>>>>
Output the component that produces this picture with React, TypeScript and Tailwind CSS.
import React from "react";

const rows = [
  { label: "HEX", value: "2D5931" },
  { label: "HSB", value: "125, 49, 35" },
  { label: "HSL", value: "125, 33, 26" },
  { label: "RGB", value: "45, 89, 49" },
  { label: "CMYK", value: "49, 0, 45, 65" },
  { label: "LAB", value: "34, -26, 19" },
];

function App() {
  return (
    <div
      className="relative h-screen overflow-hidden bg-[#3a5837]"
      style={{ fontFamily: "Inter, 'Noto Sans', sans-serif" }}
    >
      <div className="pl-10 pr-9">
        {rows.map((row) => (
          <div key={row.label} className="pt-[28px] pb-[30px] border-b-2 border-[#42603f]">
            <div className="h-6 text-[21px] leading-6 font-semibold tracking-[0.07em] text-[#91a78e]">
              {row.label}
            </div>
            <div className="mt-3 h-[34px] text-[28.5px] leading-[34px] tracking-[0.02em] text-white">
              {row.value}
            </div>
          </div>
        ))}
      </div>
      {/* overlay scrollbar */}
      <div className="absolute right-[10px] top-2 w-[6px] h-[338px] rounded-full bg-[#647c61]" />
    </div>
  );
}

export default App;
<<<<
>>>>
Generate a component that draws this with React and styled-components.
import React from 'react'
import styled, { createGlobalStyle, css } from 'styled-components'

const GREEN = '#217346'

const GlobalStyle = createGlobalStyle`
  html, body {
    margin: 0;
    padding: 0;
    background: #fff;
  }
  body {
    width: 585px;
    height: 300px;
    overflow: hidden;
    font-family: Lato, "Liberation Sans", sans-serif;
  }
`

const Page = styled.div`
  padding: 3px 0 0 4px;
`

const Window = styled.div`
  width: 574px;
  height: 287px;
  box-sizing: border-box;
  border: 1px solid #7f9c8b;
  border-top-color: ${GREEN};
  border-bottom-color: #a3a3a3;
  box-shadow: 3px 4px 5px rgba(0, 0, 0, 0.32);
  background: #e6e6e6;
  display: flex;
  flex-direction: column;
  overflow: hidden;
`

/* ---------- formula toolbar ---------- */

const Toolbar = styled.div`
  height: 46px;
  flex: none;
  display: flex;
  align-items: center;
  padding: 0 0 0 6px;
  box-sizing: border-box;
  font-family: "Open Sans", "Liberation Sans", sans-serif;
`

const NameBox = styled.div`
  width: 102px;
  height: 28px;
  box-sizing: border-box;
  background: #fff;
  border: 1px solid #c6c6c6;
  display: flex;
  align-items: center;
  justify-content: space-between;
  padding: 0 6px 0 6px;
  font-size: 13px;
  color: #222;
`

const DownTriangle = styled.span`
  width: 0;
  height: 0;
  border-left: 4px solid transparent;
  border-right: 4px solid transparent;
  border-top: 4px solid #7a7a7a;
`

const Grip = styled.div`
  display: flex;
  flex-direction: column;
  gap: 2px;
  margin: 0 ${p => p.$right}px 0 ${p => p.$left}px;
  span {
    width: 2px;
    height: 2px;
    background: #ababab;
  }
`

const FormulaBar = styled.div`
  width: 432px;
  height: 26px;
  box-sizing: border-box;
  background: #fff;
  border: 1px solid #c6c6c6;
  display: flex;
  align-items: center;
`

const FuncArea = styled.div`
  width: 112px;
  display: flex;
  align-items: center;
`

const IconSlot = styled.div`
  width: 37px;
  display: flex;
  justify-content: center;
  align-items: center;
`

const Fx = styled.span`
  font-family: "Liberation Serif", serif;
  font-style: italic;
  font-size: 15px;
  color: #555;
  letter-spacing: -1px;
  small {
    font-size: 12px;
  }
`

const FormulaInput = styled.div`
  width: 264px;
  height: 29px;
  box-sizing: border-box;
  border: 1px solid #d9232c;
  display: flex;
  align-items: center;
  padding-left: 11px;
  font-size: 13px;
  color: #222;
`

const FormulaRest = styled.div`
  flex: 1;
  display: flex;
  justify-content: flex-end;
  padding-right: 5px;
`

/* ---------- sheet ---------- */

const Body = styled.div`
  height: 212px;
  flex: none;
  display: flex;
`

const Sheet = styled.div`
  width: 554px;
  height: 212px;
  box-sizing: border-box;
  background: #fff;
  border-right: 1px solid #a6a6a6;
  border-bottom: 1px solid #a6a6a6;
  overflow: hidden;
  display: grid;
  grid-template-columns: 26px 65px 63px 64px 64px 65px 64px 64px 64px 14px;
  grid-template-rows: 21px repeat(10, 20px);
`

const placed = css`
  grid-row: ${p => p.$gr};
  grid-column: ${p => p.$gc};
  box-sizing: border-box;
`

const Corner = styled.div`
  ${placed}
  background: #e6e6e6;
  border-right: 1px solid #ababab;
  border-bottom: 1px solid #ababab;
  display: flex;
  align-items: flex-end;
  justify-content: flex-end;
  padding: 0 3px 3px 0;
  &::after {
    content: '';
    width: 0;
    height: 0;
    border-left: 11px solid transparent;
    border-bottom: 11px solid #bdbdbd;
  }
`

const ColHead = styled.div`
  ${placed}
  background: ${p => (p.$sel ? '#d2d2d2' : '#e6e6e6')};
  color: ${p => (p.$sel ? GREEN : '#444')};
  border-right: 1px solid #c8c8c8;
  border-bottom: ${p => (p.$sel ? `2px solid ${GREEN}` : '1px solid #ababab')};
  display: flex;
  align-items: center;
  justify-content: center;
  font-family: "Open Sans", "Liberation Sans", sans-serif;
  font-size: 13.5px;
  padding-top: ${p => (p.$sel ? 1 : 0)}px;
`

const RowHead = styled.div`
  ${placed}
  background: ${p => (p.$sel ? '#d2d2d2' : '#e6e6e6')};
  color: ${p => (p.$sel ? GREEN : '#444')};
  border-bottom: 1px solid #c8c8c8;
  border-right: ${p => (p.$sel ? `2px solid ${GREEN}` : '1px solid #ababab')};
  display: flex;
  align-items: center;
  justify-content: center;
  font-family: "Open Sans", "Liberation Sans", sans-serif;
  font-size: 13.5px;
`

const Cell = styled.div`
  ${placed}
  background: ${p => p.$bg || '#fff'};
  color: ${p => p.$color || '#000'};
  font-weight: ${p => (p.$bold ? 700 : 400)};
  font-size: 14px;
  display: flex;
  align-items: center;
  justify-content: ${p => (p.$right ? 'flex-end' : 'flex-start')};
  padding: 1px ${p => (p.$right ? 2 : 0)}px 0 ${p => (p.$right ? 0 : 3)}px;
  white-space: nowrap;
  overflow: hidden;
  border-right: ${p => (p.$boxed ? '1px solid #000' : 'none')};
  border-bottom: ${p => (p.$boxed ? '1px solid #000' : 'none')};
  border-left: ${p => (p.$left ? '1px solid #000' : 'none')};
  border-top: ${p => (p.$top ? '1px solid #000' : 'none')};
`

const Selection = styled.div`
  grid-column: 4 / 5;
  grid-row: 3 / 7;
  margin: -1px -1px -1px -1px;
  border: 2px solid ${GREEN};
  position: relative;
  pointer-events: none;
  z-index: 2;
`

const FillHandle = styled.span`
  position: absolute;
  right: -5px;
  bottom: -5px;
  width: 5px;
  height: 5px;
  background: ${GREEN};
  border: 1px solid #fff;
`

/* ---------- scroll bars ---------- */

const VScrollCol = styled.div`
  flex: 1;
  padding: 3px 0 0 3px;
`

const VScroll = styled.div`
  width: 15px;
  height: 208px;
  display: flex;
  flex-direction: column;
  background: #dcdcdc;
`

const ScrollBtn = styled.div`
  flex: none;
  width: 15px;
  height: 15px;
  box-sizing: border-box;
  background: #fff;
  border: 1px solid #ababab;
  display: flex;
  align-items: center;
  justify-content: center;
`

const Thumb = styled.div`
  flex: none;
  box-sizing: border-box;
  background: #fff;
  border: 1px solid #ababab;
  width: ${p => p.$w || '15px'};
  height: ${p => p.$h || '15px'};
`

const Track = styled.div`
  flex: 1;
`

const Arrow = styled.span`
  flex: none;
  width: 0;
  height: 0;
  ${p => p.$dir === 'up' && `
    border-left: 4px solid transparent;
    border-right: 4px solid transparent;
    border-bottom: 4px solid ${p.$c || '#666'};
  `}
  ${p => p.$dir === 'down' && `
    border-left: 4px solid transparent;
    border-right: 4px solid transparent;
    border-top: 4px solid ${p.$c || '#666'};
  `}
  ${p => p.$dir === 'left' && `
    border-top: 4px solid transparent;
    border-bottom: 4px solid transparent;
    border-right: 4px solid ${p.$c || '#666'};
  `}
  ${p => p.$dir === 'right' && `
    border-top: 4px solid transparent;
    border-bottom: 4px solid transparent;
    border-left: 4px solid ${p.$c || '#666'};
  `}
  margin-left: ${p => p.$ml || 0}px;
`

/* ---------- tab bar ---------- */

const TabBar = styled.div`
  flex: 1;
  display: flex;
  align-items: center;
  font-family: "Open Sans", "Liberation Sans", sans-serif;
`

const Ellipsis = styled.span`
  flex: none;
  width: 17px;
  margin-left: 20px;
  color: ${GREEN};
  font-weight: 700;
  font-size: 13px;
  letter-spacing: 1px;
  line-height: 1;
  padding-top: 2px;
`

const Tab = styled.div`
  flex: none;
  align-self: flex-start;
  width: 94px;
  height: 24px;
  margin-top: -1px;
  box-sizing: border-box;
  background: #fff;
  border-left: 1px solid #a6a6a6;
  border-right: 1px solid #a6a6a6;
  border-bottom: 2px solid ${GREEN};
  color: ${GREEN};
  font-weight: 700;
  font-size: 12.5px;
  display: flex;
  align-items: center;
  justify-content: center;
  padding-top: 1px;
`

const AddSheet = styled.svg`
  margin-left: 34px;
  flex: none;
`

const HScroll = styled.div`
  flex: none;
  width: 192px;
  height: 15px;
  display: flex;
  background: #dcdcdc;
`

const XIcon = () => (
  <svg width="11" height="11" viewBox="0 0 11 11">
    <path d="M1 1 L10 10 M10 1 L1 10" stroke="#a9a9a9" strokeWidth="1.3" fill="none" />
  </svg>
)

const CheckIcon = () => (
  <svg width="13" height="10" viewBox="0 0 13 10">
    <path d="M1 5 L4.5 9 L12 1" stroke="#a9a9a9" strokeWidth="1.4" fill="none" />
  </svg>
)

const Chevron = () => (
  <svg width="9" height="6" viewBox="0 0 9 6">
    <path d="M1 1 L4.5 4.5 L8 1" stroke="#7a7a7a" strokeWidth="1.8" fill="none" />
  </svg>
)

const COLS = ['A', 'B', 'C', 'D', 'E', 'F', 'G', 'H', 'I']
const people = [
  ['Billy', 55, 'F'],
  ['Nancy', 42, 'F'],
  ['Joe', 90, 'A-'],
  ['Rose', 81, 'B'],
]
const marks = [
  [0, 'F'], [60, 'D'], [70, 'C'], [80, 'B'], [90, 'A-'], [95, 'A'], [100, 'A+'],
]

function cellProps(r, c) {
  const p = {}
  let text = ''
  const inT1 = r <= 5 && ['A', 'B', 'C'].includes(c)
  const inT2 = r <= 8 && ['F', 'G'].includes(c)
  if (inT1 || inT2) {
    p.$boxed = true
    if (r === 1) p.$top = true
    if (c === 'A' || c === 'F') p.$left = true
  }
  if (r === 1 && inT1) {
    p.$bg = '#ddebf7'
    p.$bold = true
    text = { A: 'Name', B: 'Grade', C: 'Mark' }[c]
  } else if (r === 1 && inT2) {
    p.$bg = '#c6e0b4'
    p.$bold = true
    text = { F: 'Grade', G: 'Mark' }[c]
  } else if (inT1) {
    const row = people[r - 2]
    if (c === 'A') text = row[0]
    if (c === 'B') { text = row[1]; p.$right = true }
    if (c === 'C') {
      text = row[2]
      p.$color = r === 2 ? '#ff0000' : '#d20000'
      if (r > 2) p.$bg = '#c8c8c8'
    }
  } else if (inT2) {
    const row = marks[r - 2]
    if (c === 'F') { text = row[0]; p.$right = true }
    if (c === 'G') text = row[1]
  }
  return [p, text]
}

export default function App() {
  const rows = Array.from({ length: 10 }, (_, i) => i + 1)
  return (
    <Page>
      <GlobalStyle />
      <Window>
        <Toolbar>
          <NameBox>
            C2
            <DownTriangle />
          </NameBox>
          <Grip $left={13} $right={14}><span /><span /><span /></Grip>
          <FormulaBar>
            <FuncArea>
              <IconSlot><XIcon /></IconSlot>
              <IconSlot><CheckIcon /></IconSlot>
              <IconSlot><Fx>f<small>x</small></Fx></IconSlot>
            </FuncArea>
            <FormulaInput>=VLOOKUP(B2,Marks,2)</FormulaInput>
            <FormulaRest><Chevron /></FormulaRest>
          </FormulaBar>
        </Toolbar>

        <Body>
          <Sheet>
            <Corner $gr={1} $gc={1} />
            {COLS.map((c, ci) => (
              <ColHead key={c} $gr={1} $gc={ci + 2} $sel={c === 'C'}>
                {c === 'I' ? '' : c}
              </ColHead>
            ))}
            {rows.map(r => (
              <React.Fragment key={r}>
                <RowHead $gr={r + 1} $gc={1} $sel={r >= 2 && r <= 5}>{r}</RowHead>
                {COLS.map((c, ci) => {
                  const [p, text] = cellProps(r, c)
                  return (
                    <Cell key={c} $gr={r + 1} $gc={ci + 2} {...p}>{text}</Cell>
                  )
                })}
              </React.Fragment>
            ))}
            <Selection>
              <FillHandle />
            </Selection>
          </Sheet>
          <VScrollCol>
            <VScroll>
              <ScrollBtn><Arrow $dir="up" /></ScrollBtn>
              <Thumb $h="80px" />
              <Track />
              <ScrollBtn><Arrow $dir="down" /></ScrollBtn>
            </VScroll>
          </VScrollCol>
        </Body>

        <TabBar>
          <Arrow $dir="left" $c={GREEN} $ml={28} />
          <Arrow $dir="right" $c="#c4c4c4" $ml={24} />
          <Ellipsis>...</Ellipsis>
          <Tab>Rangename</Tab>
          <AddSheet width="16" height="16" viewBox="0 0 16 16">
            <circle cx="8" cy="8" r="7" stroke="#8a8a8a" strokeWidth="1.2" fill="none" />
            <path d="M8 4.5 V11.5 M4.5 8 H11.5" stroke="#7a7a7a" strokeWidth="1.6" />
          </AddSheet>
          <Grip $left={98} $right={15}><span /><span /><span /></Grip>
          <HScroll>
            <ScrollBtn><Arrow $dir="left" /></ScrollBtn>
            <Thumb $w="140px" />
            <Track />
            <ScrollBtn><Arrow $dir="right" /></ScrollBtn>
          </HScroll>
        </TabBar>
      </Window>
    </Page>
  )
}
<<<<
• **Work to do**
State, as a bare number, how many lines of the listing hold the word "that".

• **Exercise result**
2